The calculator also depends on accurate income reporting. Self-reported income surveys, the basis for most real-world World Bank poverty estimates, are known to understate income at the very top and bottom of a distribution, so treat results from small or self-reported samples as directional rather than exact.
The Most Common Poverty Gap Reporting Mistake
The mistake I see most often is a program reporting a falling headcount ratio as proof that poverty depth is also improving, without checking P1 or P2 at all. A falling P0 with a flat or rising P1 is a specific, recognisable pattern: it means resources reached people closest to the poverty line first, while the deepest poverty went largely unaddressed. Before crediting a program with reducing poverty broadly, I check whether the income gap ratio, P1 divided by P0, has also fallen. If P0 drops but the income gap ratio stays flat or rises, the people still classified as poor are, on average, just as poor as before, even though fewer of them remain above the line on paper.
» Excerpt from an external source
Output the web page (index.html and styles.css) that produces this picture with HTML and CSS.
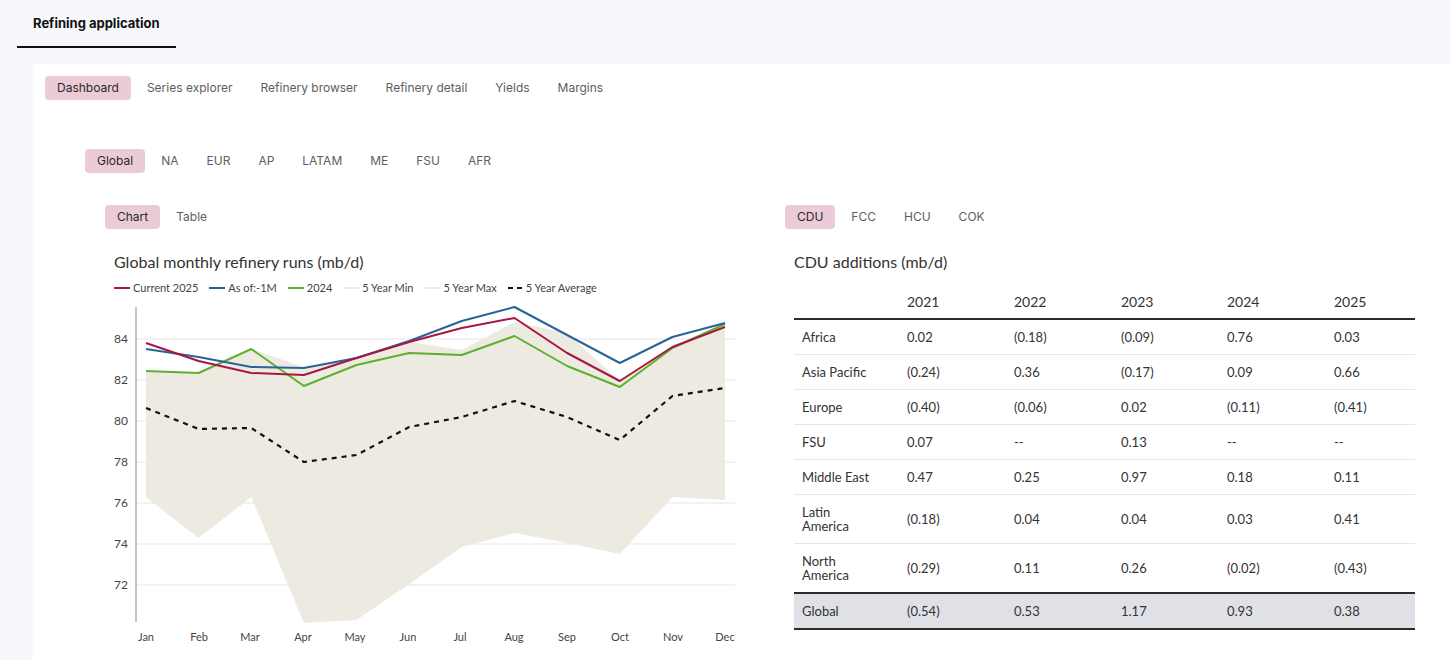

Frequently Asked Questions
Muhammad Shahbaz Siddiqui
Founder, TheCalculatorsHub
How I used P0, P1, and P2 together to show a cash-transfer program it was missing the poorest households it was funded to reach
A district-level cash-transfer program contacted me in early 2026 after a funder questioned why three years of payments had not moved the local headcount poverty rate as much as projected. The program had only ever reported P0, the headcount ratio, which had indeed dropped from 38 percent to 31 percent of households below the local poverty line. I asked for the underlying household income survey, 612 households with incomes recorded against the same poverty line used in their reporting, and ran it through the Poverty Gap Index calculator to get P1 and P2 alongside the P0 figure they already had.
The poverty gap index, P1, had barely moved, from 14.1 percent to 13.6 percent, and the poverty severity index, P2, had actually risen slightly. That combination meant the program's transfers were pulling households from just below the poverty line to just above it, which is exactly what improves a headcount ratio fastest, while leaving the households furthest below the line essentially untouched or slightly worse off in relative terms. This is a well-documented pattern in targeted transfer design, and the Brookings Institution's analysis of World Bank poverty measurement specifically warns against judging program effectiveness on headcount movement alone for this reason.
Separating the income gap ratio, P1 divided by P0, isolated the average shortfall among only the poor rather than across the whole population, and that number had stayed almost flat at around 36 percent of the poverty line throughout the three years, confirming the depth of poverty among those still poor had not improved even as the headcount had. The program restructured its eligibility formula to weight transfer size by distance below the line rather than handing out a flat per-household amount, similar to the targeting approach described in the original Foster-Greer-Thorbecke methodology. A follow-up survey eleven months later showed P1 down to 10.8 percent and P2 down to 2.9 percent, with the funder now requiring all three FGT measures in every quarterly report.